Cupcakes and small bakes

Everyone needs a cupcake from time to time. It’s a great way to share bakes and of course really quick and easy. Not just cupcakes, but other small cakes too in this section.

I have started experimenting with lactose free, gluten free and lots of different alternative flours and milks.

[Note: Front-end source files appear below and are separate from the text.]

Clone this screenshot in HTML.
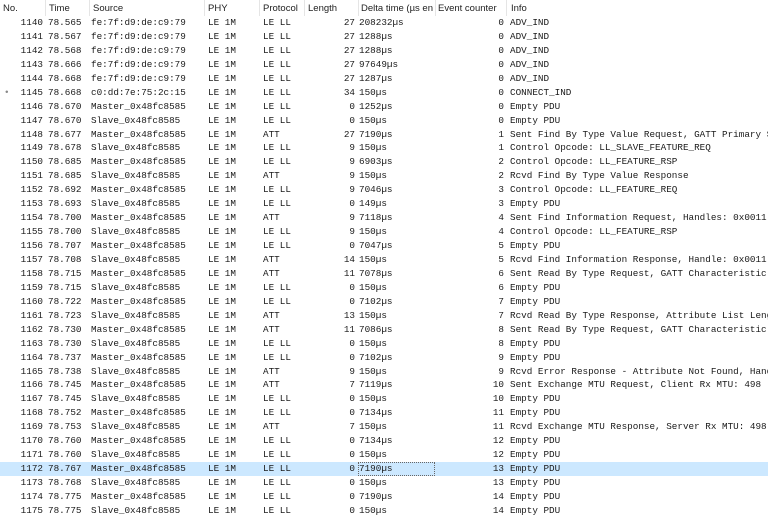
<!DOCTYPE html><html><head><meta charset="utf-8"><style>
body{margin:0;width:768px;height:518px;overflow:hidden;background:#fff;position:relative;font-family:"Liberation Mono",monospace;font-size:9.3px;color:#1a1a1a}
.h{position:absolute;top:0;left:0;width:768px;height:16px;font-family:"Liberation Sans",sans-serif;font-size:9.5px;color:#222;overflow:hidden}
.h span{position:absolute;top:3px}
.h i{position:absolute;top:0;width:1px;height:16px;background:#e5e5e5}
.r{position:absolute;left:0;width:768px;height:14px;line-height:14px;white-space:nowrap;overflow:hidden}
.r span{position:absolute;top:0}
.sel{background:#cce8ff}
.no{left:0px;width:43px;text-align:right}
.t{left:48px}.s{left:91px}.p{left:208px}.pr{left:263px}
.l{left:300px;width:55px;text-align:right}
.d{left:359px}.e{left:440px;width:64px;text-align:right}.inf{left:510px}
.fb{position:absolute;left:358px;top:0;width:75px;height:12px;border:1px dotted #666}
</style></head><body>
<div class="h"><span style="left:3px">No.</span><span style="left:49px">Time</span><span style="left:93px">Source</span><span style="left:208px">PHY</span><span style="left:263px">Protocol</span><span style="left:308px">Length</span><span style="left:361px">Delta time (µs en</span><span style="left:436px;background:#fff;padding-left:2px">Event counter</span><span style="left:511px">Info</span>
<i style="left:45px"></i><i style="left:89px"></i><i style="left:204px"></i><i style="left:259px"></i><i style="left:304px"></i><i style="left:358px"></i><i style="left:435px"></i><i style="left:506px"></i></div>
<div id="rows"></div>
<script>
var R=[
[1140,"78.565","fe:7f:d9:de:c9:79",27,"208232µs",0,"ADV_IND"],
[1141,"78.567","fe:7f:d9:de:c9:79",27,"1288µs",0,"ADV_IND"],
[1142,"78.568","fe:7f:d9:de:c9:79",27,"1288µs",0,"ADV_IND"],
[1143,"78.666","fe:7f:d9:de:c9:79",27,"97649µs",0,"ADV_IND"],
[1144,"78.668","fe:7f:d9:de:c9:79",27,"1287µs",0,"ADV_IND"],
[1145,"78.668","c0:dd:7e:75:2c:15",34,"150µs",0,"CONNECT_IND"],
[1146,"78.670","Master_0x48fc8585",0,"1252µs",0,"Empty PDU"],
[1147,"78.670","Slave_0x48fc8585",0,"150µs",0,"Empty PDU"],
[1148,"78.677","Master_0x48fc8585",27,"7190µs",1,"Sent Find By Type Value Request, GATT Primary Service Declaration","ATT"],
[1149,"78.678","Slave_0x48fc8585",9,"150µs",1,"Control Opcode: LL_SLAVE_FEATURE_REQ"],
[1150,"78.685","Master_0x48fc8585",9,"6903µs",2,"Control Opcode: LL_FEATURE_RSP"],
[1151,"78.685","Slave_0x48fc8585",9,"150µs",2,"Rcvd Find By Type Value Response","ATT"],
[1152,"78.692","Master_0x48fc8585",9,"7046µs",3,"Control Opcode: LL_FEATURE_REQ"],
[1153,"78.693","Slave_0x48fc8585",0,"149µs",3,"Empty PDU"],
[1154,"78.700","Master_0x48fc8585",9,"7118µs",4,"Sent Find Information Request, Handles: 0x0011..0x0011","ATT"],
[1155,"78.700","Slave_0x48fc8585",9,"150µs",4,"Control Opcode: LL_FEATURE_RSP"],
[1156,"78.707","Master_0x48fc8585",0,"7047µs",5,"Empty PDU"],
[1157,"78.708","Slave_0x48fc8585",14,"150µs",5,"Rcvd Find Information Response, Handle: 0x0011","ATT"],
[1158,"78.715","Master_0x48fc8585",11,"7078µs",6,"Sent Read By Type Request, GATT Characteristic","ATT"],
[1159,"78.715","Slave_0x48fc8585",0,"150µs",6,"Empty PDU"],
[1160,"78.722","Master_0x48fc8585",0,"7102µs",7,"Empty PDU"],
[1161,"78.723","Slave_0x48fc8585",13,"150µs",7,"Rcvd Read By Type Response, Attribute List Length","ATT"],
[1162,"78.730","Master_0x48fc8585",11,"7086µs",8,"Sent Read By Type Request, GATT Characteristic","ATT"],
[1163,"78.730","Slave_0x48fc8585",0,"150µs",8,"Empty PDU"],
[1164,"78.737","Master_0x48fc8585",0,"7102µs",9,"Empty PDU"],
[1165,"78.738","Slave_0x48fc8585",9,"150µs",9,"Rcvd Error Response - Attribute Not Found, Handle","ATT"],
[1166,"78.745","Master_0x48fc8585",7,"7119µs",10,"Sent Exchange MTU Request, Client Rx MTU: 498","ATT"],
[1167,"78.745","Slave_0x48fc8585",0,"150µs",10,"Empty PDU"],
[1168,"78.752","Master_0x48fc8585",0,"7134µs",11,"Empty PDU"],
[1169,"78.753","Slave_0x48fc8585",7,"150µs",11,"Rcvd Exchange MTU Response, Server Rx MTU: 498","ATT"],
[1170,"78.760","Master_0x48fc8585",0,"7134µs",12,"Empty PDU"],
[1171,"78.760","Slave_0x48fc8585",0,"150µs",12,"Empty PDU"],
[1172,"78.767","Master_0x48fc8585",0,"7190µs",13,"Empty PDU"],
[1173,"78.768","Slave_0x48fc8585",0,"150µs",13,"Empty PDU"],
[1174,"78.775","Master_0x48fc8585",0,"7190µs",14,"Empty PDU"],
[1175,"78.775","Slave_0x48fc8585",0,"150µs",14,"Empty PDU"]];
var h="";
R.forEach(function(r,i){var top=(16+i*13.94).toFixed(2);
h+='<div class="r'+(r[0]==1172?' sel':'')+'" style="top:'+top+'px">'+(r[0]==1145?'<span style="left:4px;color:#888">•</span>':'')+
'<span class="no">'+r[0]+'</span><span class="t">'+r[1]+'</span><span class="s">'+r[2]+'</span><span class="p">LE 1M</span><span class="pr">'+(r[7]||'LE LL')+'</span><span class="l">'+r[3]+'</span>'+(r[0]==1172?'<div class="fb"></div>':'')+'<span class="d">'+r[4]+'</span><span class="e">'+r[5]+'</span><span class="inf">'+r[6]+'</span></div>';});
document.getElementById("rows").innerHTML=h;
</script>
</body></html>
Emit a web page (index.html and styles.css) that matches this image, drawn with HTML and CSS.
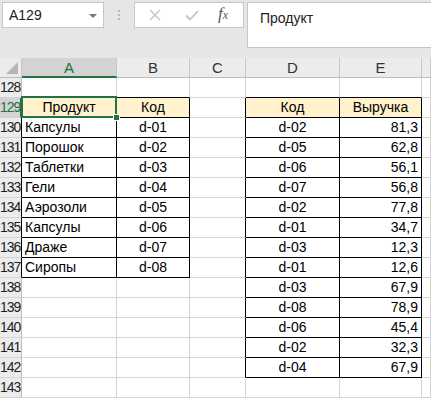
FILE: index.html
```html
<!DOCTYPE html>
<html lang="ru">
<head>
  <meta charset="UTF-8" />
  <meta name="viewport" content="width=device-width, initial-scale=1.0"/>
  <title>Книга1 - Excel</title>
  <link rel="stylesheet" href="styles.css">
</head>
<body>

  <!-- Name box + formula bar -->
  <div class="toolbar">
    <div class="name-box">
      <span>A129</span>
      <svg class="arrow" width="8" height="4" viewBox="0 0 8 4"><path d="M0 0h8L4 4z" fill="#777"/></svg>
    </div>
    <div class="grip"><i></i><i></i><i></i></div>
    <div class="fx-buttons">
      <svg width="12" height="12" viewBox="0 0 12 12"><path d="M1 1l10 10M11 1L1 11" stroke="#c4c4c4" stroke-width="1.4"/></svg>
      <svg width="14" height="12" viewBox="0 0 14 12"><path d="M1 6.5l4 4L13 2" stroke="#c4c4c4" stroke-width="1.8" fill="none"/></svg>
      <span class="fx">f<sub>x</sub></span>
    </div>
    <div class="formula">Продукт</div>
  </div>

  <!-- Sheet -->
  <div class="sheet">
    <div class="hd corner"></div>
    <div class="hd sel">A</div>
    <div class="hd">B</div>
    <div class="hd">C</div>
    <div class="hd">D</div>
    <div class="hd">E</div>
    <div class="hd"></div>

    <div class="rh">128</div>
    <div class="cell eb"></div><div class="cell eb"></div><div class="cell"></div><div class="cell eb"></div><div class="cell eb"></div><div class="cell"></div>

    <div class="rh sel er">129</div>
    <div class="cell t th ct active">Продукт</div><div class="cell t th ct">Код</div><div class="cell er"></div><div class="cell t th ct">Код</div><div class="cell t th ct">Выручка</div><div class="cell"></div>

    <div class="rh er">130</div>
    <div class="cell t">Капсулы</div><div class="cell t ct">d-01</div><div class="cell er"></div><div class="cell t ct">d-02</div><div class="cell t rt">81,3</div><div class="cell"></div>

    <div class="rh er">131</div>
    <div class="cell t">Порошок</div><div class="cell t ct">d-02</div><div class="cell er"></div><div class="cell t ct">d-05</div><div class="cell t rt">62,8</div><div class="cell"></div>

    <div class="rh er">132</div>
    <div class="cell t">Таблетки</div><div class="cell t ct">d-03</div><div class="cell er"></div><div class="cell t ct">d-06</div><div class="cell t rt">56,1</div><div class="cell"></div>

    <div class="rh er">133</div>
    <div class="cell t">Гели</div><div class="cell t ct">d-04</div><div class="cell er"></div><div class="cell t ct">d-07</div><div class="cell t rt">56,8</div><div class="cell"></div>

    <div class="rh er">134</div>
    <div class="cell t">Аэрозоли</div><div class="cell t ct">d-05</div><div class="cell er"></div><div class="cell t ct">d-02</div><div class="cell t rt">77,8</div><div class="cell"></div>

    <div class="rh er">135</div>
    <div class="cell t">Капсулы</div><div class="cell t ct">d-06</div><div class="cell er"></div><div class="cell t ct">d-01</div><div class="cell t rt">34,7</div><div class="cell"></div>

    <div class="rh er">136</div>
    <div class="cell t">Драже</div><div class="cell t ct">d-07</div><div class="cell er"></div><div class="cell t ct">d-03</div><div class="cell t rt">12,3</div><div class="cell"></div>

    <div class="rh er">137</div>
    <div class="cell t">Сиропы</div><div class="cell t ct">d-08</div><div class="cell er"></div><div class="cell t ct">d-01</div><div class="cell t rt">12,6</div><div class="cell"></div>

    <div class="rh">138</div>
    <div class="cell"></div><div class="cell"></div><div class="cell er"></div><div class="cell t ct">d-03</div><div class="cell t rt">67,9</div><div class="cell"></div>

    <div class="rh">139</div>
    <div class="cell"></div><div class="cell"></div><div class="cell er"></div><div class="cell t ct">d-08</div><div class="cell t rt">78,9</div><div class="cell"></div>

    <div class="rh">140</div>
    <div class="cell"></div><div class="cell"></div><div class="cell er"></div><div class="cell t ct">d-06</div><div class="cell t rt">45,4</div><div class="cell"></div>

    <div class="rh">141</div>
    <div class="cell"></div><div class="cell"></div><div class="cell er"></div><div class="cell t ct">d-02</div><div class="cell t rt">32,3</div><div class="cell"></div>

    <div class="rh">142</div>
    <div class="cell"></div><div class="cell"></div><div class="cell er"></div><div class="cell t ct">d-04</div><div class="cell t rt">67,9</div><div class="cell"></div>

    <div class="rh">143</div>
    <div class="cell"></div><div class="cell"></div><div class="cell"></div><div class="cell"></div><div class="cell"></div><div class="cell"></div>
  </div>

</body>
</html>
```

FILE: styles.css
```css
body {
  margin: 0;
  padding: 0;
  font-family: 'Liberation Sans', Arial, sans-serif;
  background: #fff;
  overflow: hidden;
}
.toolbar {
  height: 58px;
  background: #e6e6e6;
  display: flex;
  align-items: flex-start;
  padding: 2px 0 0 2px;
  box-sizing: border-box;
}
.name-box {
  width: 102px;
  height: 26px;
  background: #fff;
  border: 1px solid #c6c6c6;
  box-sizing: border-box;
  display: flex;
  align-items: center;
  justify-content: space-between;
  padding: 0 6px 0 6px;
  font-size: 14px;
  color: #222;
}
.name-box .arrow {
  margin-top: 1px;
}
.grip {
  width: 30px;
  height: 26px;
  display: flex;
  flex-direction: column;
  align-items: center;
  justify-content: center;
  gap: 2px;
}
.grip i {
  width: 2px;
  height: 2px;
  background: #b8b8b8;
}
.fx-buttons {
  width: 110px;
  height: 26px;
  background: #fff;
  border: 1px solid #c6c6c6;
  box-sizing: border-box;
  display: flex;
  align-items: center;
  padding: 0 0 0 14px;
  gap: 24px;
}
.fx {
  font-family: 'Liberation Serif', serif;
  font-style: italic;
  font-size: 17px;
  color: #555;
  margin-left: -5px;
  margin-top: -3px;
}
.fx sub {
  font-size: 12px;
  vertical-align: 0;
}
.formula {
  flex: 1;
  height: 46px;
  margin-left: 3px;
  background: #fff;
  border: 1px solid #c6c6c6;
  border-right: none;
  box-sizing: border-box;
  padding: 7px 0 0 12px;
  font-size: 14px;
  color: #222;
}

/* grid */
.sheet {
  display: grid;
  grid-template-columns: 22px 95px 73px 56px 94px 82px 1fr;
  grid-auto-rows: 20px;
  font-size: 14px;
}
.hd, .rh, .cell {
  box-sizing: border-box;
  border-right: 1px solid #d4d4d4;
  border-bottom: 1px solid #d4d4d4;
  line-height: 19px;
  white-space: nowrap;
  overflow: hidden;
}
.hd {
  background: #ececec;
  border-right-color: #c8c8c8;
  border-bottom-color: #bdbdbd;
  text-align: center;
  color: #333;
  line-height: 20px;
  font-size: 15px;
}
.hd.sel {
  background: #d3d3d3;
  color: #1f6f43;
  border-bottom: 2px solid #217346;
}
.corner {
  position: relative;
}
.corner::after {
  content: "";
  position: absolute;
  right: 3px;
  bottom: 3px;
  border-left: 12px solid transparent;
  border-bottom: 12px solid #b5b5b5;
}
.rh {
  background: #ececec;
  border-right-color: #bdbdbd;
  font-size: 14px;
  letter-spacing: -1px;
  text-align: right;
  color: #222;
  padding-right: 2px;
}
.rh.sel {
  background: #d3d3d3;
  color: #217346;
  border-right: 2px solid #217346;
}
.cell {
  padding: 0 3px;
  color: #000;
}
.t {
  border-right-color: #000;
  border-bottom-color: #000;
}
.th {
  background: #fff2cc;
}
.eb {
  border-bottom-color: #000;
}
.er {
  border-right-color: #000;
}
.rh.sel.er {
  border-right-color: #217346;
}
.ct {
  text-align: center;
}
.rt {
  text-align: right;
}
.active {
  position: relative;
  overflow: visible;
}
.active::before {
  content: "";
  position: absolute;
  top: -2px;
  left: -1px;
  right: -1px;
  bottom: -1px;
  border: 2px solid #217346;
  z-index: 2;
}
.active::after {
  content: "";
  position: absolute;
  right: -4px;
  bottom: -4px;
  width: 5px;
  height: 5px;
  background: #217346;
  border: 1px solid #fff;
  z-index: 3;
}
```
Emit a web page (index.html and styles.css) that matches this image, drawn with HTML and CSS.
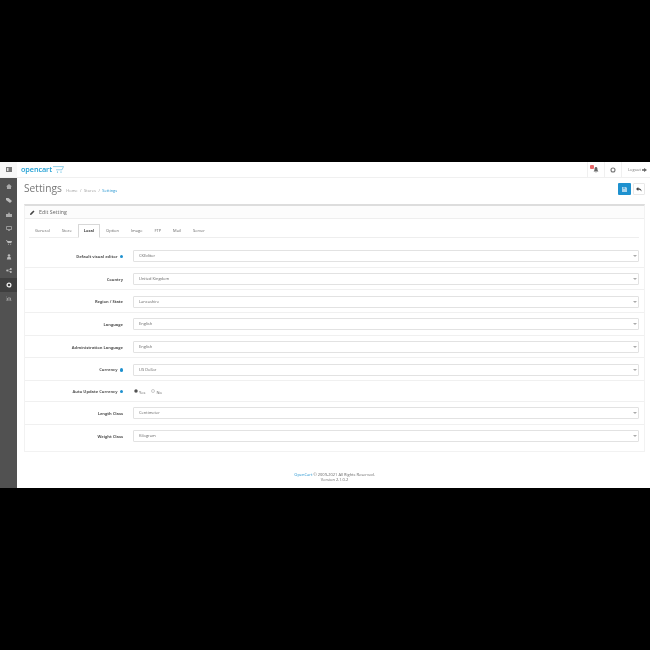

So there is something for everyone, to help meet your dietary requirements!!

Chocolate Cupcakes with Ganache

Deliciously moist chocolate cupcakes, with a chocolate ganache for that extra chocolate, gooey flavour.

Chocolate ganache cupcakes & coconut jam cupcakes
  • 40 g Cocoa
  • 120G SR Flour
  • 75g caster Sugar
  • 75g light brown sugar
  • 3 Eggs
  • 175g lactose free margarine or unsalted vegan butter
  • 1 tsp Baking powder
  • 30ml coffee
  • 50g Dark chocolate drops (optional)
  • FOR THE GANACHE
  • 30G cocoa or Dark chocolate melted
  • 50g Lactose free margarine
  • Dollop vegan cream

1. Lay out a muffin tray with 12 cake cases. Pre heat oven to 200c/180c fan

2. Sift cocoa into a bowl and add a tsp of coffee, with a couple of spoonful’s of boiling water, to mix.

3. Add the rest of the cake ingredients and sift the flour in and mix together with a balloon whisk, adding a little air.

4. Cook for 12-15 minutes

5. Whilst cooling, make the ganache. Put all the ganache ingredients into a saucepan and melt together. As long as you add butter to chocolate when melting, then you will not burn it.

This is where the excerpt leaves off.